§ **Stored data**:

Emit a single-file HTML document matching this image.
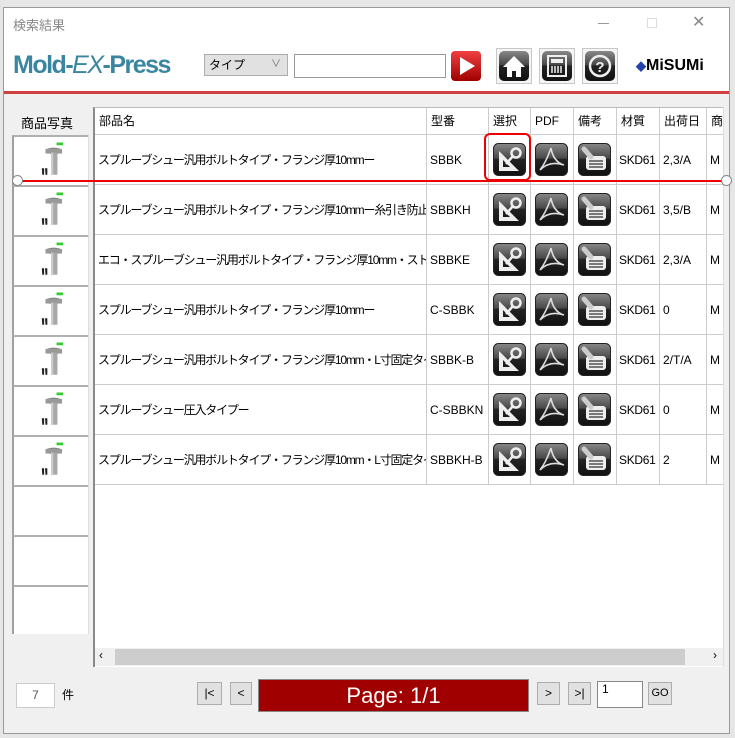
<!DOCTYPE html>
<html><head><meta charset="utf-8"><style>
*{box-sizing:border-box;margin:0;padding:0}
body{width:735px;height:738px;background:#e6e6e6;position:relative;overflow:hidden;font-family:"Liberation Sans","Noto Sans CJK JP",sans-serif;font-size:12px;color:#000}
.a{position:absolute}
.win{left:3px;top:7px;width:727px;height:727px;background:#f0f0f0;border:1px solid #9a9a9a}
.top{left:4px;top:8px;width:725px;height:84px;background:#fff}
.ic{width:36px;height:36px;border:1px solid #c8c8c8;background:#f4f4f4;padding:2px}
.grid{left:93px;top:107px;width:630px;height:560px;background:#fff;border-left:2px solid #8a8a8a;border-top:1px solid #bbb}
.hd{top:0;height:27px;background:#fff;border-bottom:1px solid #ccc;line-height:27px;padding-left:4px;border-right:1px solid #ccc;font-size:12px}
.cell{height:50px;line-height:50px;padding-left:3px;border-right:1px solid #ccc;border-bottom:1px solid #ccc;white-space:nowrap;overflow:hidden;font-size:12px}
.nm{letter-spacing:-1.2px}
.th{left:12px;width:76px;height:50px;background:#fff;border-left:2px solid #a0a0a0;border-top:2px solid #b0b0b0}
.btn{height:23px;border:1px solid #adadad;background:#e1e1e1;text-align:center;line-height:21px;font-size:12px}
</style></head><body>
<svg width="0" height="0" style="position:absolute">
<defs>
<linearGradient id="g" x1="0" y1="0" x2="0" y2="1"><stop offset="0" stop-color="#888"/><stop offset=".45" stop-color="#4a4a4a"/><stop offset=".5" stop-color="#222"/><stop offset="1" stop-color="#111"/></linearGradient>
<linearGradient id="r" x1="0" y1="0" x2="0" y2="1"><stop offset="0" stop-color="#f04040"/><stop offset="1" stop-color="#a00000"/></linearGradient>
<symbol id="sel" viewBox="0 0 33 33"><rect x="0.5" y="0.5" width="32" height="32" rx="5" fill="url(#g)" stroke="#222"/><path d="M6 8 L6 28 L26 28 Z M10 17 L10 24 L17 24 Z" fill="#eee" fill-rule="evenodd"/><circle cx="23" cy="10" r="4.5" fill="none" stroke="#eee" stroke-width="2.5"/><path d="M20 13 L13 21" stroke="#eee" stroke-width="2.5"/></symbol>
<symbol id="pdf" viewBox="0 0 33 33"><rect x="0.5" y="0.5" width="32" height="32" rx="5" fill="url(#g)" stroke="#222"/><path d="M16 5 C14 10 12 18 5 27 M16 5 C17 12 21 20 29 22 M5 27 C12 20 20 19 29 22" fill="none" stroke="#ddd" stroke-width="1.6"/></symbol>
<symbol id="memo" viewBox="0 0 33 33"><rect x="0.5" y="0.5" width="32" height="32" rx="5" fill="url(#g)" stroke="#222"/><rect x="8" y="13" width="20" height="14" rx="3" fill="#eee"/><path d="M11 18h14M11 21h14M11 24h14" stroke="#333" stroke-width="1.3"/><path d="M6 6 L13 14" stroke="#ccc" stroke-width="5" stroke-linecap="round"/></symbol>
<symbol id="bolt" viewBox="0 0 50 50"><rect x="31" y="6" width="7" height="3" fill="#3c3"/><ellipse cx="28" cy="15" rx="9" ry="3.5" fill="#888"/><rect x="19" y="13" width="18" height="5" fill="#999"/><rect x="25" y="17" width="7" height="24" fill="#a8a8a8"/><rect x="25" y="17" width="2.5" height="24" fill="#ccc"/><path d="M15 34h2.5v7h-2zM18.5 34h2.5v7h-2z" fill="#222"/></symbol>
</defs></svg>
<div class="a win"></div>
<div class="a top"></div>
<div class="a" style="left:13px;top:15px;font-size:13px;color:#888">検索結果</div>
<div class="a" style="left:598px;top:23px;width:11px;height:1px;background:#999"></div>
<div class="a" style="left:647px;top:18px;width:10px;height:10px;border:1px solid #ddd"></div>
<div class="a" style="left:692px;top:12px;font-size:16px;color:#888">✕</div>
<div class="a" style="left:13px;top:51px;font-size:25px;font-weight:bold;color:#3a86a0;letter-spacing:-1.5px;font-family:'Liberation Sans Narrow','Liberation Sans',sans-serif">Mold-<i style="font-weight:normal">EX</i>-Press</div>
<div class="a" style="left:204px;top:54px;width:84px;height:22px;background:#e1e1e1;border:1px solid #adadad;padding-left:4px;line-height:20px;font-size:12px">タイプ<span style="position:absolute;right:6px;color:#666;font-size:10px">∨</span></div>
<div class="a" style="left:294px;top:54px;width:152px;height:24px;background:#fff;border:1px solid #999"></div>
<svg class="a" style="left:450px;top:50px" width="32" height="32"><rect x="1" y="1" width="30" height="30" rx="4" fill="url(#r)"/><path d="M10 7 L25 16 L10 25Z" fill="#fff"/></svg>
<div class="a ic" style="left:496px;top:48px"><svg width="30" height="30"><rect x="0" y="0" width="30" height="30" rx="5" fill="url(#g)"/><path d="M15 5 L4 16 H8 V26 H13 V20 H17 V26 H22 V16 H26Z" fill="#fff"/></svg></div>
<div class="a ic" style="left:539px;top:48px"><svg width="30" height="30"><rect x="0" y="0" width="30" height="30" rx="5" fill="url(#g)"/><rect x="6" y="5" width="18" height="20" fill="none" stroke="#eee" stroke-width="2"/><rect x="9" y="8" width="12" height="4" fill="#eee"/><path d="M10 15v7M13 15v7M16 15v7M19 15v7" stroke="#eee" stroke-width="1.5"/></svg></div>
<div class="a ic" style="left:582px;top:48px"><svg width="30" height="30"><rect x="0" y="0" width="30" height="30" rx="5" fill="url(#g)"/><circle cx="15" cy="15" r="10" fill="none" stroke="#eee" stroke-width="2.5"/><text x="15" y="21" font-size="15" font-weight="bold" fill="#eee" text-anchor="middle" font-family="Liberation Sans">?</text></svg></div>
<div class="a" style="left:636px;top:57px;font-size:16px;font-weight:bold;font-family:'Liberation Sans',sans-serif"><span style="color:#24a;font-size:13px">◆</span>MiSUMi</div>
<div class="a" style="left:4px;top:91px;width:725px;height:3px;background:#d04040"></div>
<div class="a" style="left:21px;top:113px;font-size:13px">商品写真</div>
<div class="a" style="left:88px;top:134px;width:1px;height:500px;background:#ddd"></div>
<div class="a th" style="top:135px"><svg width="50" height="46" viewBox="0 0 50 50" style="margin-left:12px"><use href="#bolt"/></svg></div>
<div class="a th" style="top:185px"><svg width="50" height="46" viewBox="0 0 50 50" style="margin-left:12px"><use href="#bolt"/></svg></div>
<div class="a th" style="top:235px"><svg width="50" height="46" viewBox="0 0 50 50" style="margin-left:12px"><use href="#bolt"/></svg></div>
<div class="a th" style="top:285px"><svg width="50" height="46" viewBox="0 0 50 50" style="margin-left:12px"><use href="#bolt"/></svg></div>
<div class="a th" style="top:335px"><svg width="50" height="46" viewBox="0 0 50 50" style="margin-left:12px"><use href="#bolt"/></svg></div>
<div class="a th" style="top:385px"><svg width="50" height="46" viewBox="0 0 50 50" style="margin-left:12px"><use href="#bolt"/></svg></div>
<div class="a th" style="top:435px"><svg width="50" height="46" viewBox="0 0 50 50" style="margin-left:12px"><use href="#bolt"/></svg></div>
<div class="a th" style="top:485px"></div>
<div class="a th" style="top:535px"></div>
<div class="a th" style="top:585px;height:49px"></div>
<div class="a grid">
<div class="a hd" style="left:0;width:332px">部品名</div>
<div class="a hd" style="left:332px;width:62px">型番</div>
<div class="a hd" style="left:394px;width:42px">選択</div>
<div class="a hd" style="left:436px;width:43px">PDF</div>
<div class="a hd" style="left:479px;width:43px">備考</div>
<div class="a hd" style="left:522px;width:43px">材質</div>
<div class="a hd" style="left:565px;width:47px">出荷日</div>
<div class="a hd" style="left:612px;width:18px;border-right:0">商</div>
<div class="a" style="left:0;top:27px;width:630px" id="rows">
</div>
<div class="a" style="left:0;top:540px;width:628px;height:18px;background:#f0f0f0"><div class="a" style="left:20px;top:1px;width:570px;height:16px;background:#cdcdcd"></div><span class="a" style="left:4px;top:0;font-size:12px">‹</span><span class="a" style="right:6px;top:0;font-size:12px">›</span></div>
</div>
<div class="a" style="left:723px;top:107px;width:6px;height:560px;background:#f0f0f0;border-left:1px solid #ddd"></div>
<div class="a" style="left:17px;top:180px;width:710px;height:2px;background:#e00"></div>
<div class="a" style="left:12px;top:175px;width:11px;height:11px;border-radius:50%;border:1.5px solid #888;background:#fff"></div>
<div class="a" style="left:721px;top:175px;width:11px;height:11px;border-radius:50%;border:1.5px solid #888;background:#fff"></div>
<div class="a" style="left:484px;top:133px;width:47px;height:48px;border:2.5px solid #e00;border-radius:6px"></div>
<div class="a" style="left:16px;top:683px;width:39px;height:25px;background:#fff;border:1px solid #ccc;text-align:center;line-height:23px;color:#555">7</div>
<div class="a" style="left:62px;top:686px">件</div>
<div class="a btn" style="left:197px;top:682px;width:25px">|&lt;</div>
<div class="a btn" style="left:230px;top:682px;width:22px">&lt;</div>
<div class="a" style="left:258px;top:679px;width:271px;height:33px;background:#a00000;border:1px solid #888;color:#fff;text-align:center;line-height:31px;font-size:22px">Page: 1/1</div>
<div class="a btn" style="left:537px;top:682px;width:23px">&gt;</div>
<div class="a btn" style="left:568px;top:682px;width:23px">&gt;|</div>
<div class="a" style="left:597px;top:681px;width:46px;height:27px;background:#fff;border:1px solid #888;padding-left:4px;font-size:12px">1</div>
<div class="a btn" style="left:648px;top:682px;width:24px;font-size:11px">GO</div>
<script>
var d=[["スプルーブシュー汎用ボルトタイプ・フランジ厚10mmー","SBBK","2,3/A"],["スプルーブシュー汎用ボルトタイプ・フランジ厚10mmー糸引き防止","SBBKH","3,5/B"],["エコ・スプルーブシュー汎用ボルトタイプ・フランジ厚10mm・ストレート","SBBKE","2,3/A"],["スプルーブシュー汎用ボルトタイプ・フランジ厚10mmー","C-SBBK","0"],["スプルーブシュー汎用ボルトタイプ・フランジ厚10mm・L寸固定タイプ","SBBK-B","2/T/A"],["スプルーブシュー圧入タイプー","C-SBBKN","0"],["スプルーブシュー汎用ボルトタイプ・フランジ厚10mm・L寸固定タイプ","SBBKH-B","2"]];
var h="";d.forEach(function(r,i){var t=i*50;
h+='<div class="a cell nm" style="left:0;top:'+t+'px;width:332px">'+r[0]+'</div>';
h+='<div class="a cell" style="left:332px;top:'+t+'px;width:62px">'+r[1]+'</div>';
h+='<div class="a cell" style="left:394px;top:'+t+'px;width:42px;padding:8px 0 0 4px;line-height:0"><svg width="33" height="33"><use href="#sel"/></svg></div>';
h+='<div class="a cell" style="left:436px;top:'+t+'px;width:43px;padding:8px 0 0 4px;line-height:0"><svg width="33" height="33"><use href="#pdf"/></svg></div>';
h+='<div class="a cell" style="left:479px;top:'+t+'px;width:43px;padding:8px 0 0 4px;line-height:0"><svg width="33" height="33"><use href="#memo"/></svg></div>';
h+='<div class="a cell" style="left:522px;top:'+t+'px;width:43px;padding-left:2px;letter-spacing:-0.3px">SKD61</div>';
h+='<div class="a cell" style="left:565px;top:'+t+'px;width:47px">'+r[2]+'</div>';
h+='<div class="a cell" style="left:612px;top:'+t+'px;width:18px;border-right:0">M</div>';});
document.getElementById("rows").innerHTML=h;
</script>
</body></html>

§ **Stated exercise**: Using the listing above, work out how many of its lines include "document", and give only the result.

§ **Full solution**: 2